Geography
- Location: Oahu, Hawaii, United States
- Coordinates: 21°19′19″N 157°51′25″W﻿ / ﻿21.32194°N 157.85694°W

Organization
- Type: Private Hospital

Services
- Beds: 140

History
- Opened: 1892

Links
- Website: www.kuakini.org/wps/portal/
- Lists: Hospitals in Hawaii

= Kuakini Medical Center =

Kuakini Medical Center is a private hospital in Honolulu, Hawaii. The center is run by the Kuakini Health System which also runs geriatric care facilities and a foundation.

==History==
The organization started as the Japanese Benevolent Society in 1892 and was incorporated in 1899. The first Japanese Charity Hospital opened in 1900 and expanded in 1902. A larger facility was built in 1917 at the present site with donations from Emperor Taishō of Japan. In 1934 Emperor Hirohito of Japan donated funds for more expansion.

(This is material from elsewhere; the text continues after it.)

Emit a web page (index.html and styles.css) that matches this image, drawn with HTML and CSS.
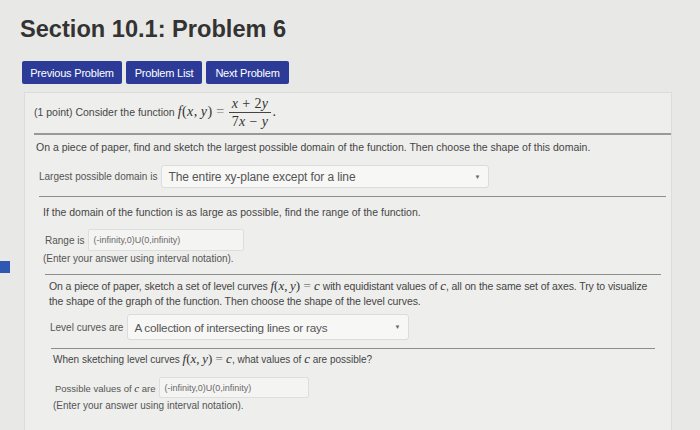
FILE: index.html
```html
<!DOCTYPE html>
<html>
<head>
<meta charset="utf-8">
<link rel="stylesheet" href="styles.css">
</head>
<body>
<div class="marker"></div>
<h1 class="title">Section 10.1: Problem 6</h1>
<nav class="nav">
  <a class="btn btn-prev">Previous Problem</a>
  <a class="btn btn-list">Problem List</a>
  <a class="btn btn-next">Next Problem</a>
</nav>
<div class="problem">
  <div class="intro">
    <span>(1 point) Consider the function</span>
    <span class="math fx"><i>f</i>(<i>x</i>,&thinsp;<i>y</i>) <span class="eq">=</span></span>
    <span class="math frac"><span class="num"><i>x</i> + 2<i>y</i></span><span class="den">7<i>x</i> − <i>y</i></span></span><span class="math dot">.</span>
  </div>
  <div class="rule r1"></div>

  <div class="part p1">
    <p class="text">On a piece of paper, find and sketch the largest possible domain of the function. Then choose the shape of this domain.</p>
    <div class="answer a1">
      <span class="label">Largest possible domain is</span>
      <div class="select s1"><span>The entire xy-plane except for a line</span><span class="caret">▼</span></div>
    </div>
  </div>
  <div class="rule r2"></div>

  <div class="part p2">
    <p class="text">If the domain of the function is as large as possible, find the range of the function.</p>
    <div class="answer a2">
      <span class="label">Range is</span>
      <div class="input i1">(-infinity,0)U(0,infinity)</div>
    </div>
    <p class="hint">(Enter your answer using interval notation).</p>
  </div>
  <div class="rule r3"></div>

  <div class="part p3">
    <p class="text">On a piece of paper, sketch a set of level curves <span class="math"><i>f</i>(<i>x</i>,&thinsp;<i>y</i>) <span class="eq">=</span> <i>c</i></span> with equidistant values of <span class="math"><i>c</i></span>, all on the same set of axes. Try to visualize<br>the shape of the graph of the function. Then choose the shape of the level curves.</p>
    <div class="answer a3">
      <span class="label">Level curves are</span>
      <div class="select s2"><span>A collection of intersecting lines or rays</span><span class="caret">▼</span></div>
    </div>
  </div>
  <div class="rule r4"></div>

  <div class="part p4">
    <p class="text">When sketching level curves <span class="math"><i>f</i>(<i>x</i>,&thinsp;<i>y</i>) <span class="eq">=</span> <i>c</i></span>, what values of <span class="math"><i>c</i></span> are possible?</p>
    <div class="answer a4">
      <span class="label">Possible values of <span class="math small"><i>c</i></span> are</span>
      <div class="input i2">(-infinity,0)U(0,infinity)</div>
    </div>
    <p class="hint">(Enter your answer using interval notation).</p>
  </div>
</div>
</body>
</html>
```

FILE: styles.css
```css
html, body {
  margin: 0;
  padding: 0;
}
body {
  background: #e8e8e6;
  font-family: "Liberation Sans", Arial, sans-serif;
  color: #474747;
  height: 430px;
  overflow: hidden;
  position: relative;
}
.marker {
  position: absolute;
  left: 0;
  top: 261px;
  width: 10px;
  height: 12px;
  background: #2f58b3;
}
.title {
  margin: 15px 0 0 20px;
  font-size: 23.6px;
  line-height: 28px;
  font-weight: bold;
  color: #333;
}
.nav {
  display: flex;
  gap: 4px;
  margin: 18px 0 0 22px;
}
.btn {
  height: 23px;
  background: #2c3b98;
  color: #fff;
  font-size: 11px;
  letter-spacing: -0.2px;
  display: flex;
  align-items: center;
  justify-content: center;
  border-radius: 2px;
}
.btn-prev { width: 100px; }
.btn-list { width: 76px; }
.btn-next { width: 83px; }

.problem {
  margin: 8px 0 0 24px;
  width: 648px;
  height: 340px;
  background: #eeeeec;
  border: 1px solid #dcdcdb;
  border-bottom: none;
  box-sizing: border-box;
}
.intro {
  display: flex;
  align-items: center;
  height: 38px;
  margin-left: 9px;
  font-size: 10.5px;
}
.math {
  font-family: "Liberation Serif", "Times New Roman", serif;
  font-size: 13px;
  color: #333;
  letter-spacing: 0;
}
.intro .math { font-size: 14px; letter-spacing: 0.4px; }
.math.small { font-size: 11px; }
.fx { margin-left: 3px; }
.eq { color: #777; }
.frac {
  display: inline-flex;
  flex-direction: column;
  align-items: center;
  margin-left: 4px;
}
.num {
  padding: 0 3px 1px;
  border-bottom: 1px solid #444;
  line-height: 15px;
}
.den {
  padding: 1px 3px 0;
  line-height: 15px;
}
.dot { margin-left: 1px; }

.rule {
  height: 1px;
  background: #8d8d8d;
}
.r1 { margin: 2px 0 0 9px; height: 2px; background: #999; }
.r2 { margin: 8px 5px 0 14px; }
.r3 { margin: 9px 10px 0 20px; }
.r4 { margin: 8px 16px 0 26px; }

.part p { margin: 0; }
.text {
  font-size: 10.5px;
  line-height: 14px;
  color: #454545;
}
.hint {
  font-size: 10px;
  line-height: 13px;
  color: #555;
}
.p1 { margin: 5px 0 0 11px; }
.p2 { margin: 8px 0 0 18px; }
.p3 { margin: 3px 0 0 24px; }
.p4 { margin: 3px 0 0 28px; }
.p3 .text { line-height: 15px; letter-spacing: -0.1px; }
.p4 .text { font-size: 10px; }
.p4 .label { font-size: 9.5px; }

.answer {
  display: flex;
  align-items: center;
  gap: 4px;
}
.label {
  font-size: 10px;
  color: #555;
}
.a1 { margin: 11px 0 0 3px; }
.a2 { margin: 10px 0 0 2px; }
.a3 { margin: 5px 0 0 1px; }
.a4 { margin: 10px 0 0 2px; }

.select {
  display: flex;
  align-items: center;
  justify-content: space-between;
  box-sizing: border-box;
  background: #f7f7f6;
  border: 1px solid #dcdcdc;
  border-radius: 3px;
  color: #555;
  font-size: 12px;
  letter-spacing: -0.1px;
  padding: 0 8px 0 6px;
}
.s1 { width: 328px; height: 23px; }
.s2 { width: 282px; height: 26px; }
.s2 span:first-child { font-size: 11.7px; letter-spacing: -0.2px; }
.caret {
  font-size: 6px;
  color: #666;
}
.input {
  box-sizing: border-box;
  background: #f4f4f3;
  border: 1px solid #dedede;
  border-radius: 2px;
  color: #6a6a6a;
  font-size: 9px;
  display: flex;
  align-items: center;
  padding-left: 4px;
}
.i1 { width: 156px; height: 22px; }
.i2 { width: 150px; height: 21px; }
.a2 + .hint { margin-top: 1px; }
.a4 + .hint { margin-top: 1px; }
```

After the attack on Pearl Harbor in 1941, the US military occupied the hospital during World War II and renamed it Kuakini Medical Center, after the street.
The street was in turn named for John Adams Kuakini (1791–1844) who was acting Governor of Oahu in the 1830s. In 1945 the hospital returned to civil control. The hospital went from caring and supporting the Japanese immigrants to assisting and offering health care services to the whole community. Switching from caring for just Japanese immigrants to the entire community, meant that the hospital needed better facilities to provide adequate patient care. The hospital's Ewa wing and Waikiki wing had their construction financed by a major fundraising drive in 1951; Increasing the bed count of Kuakini to 140 beds.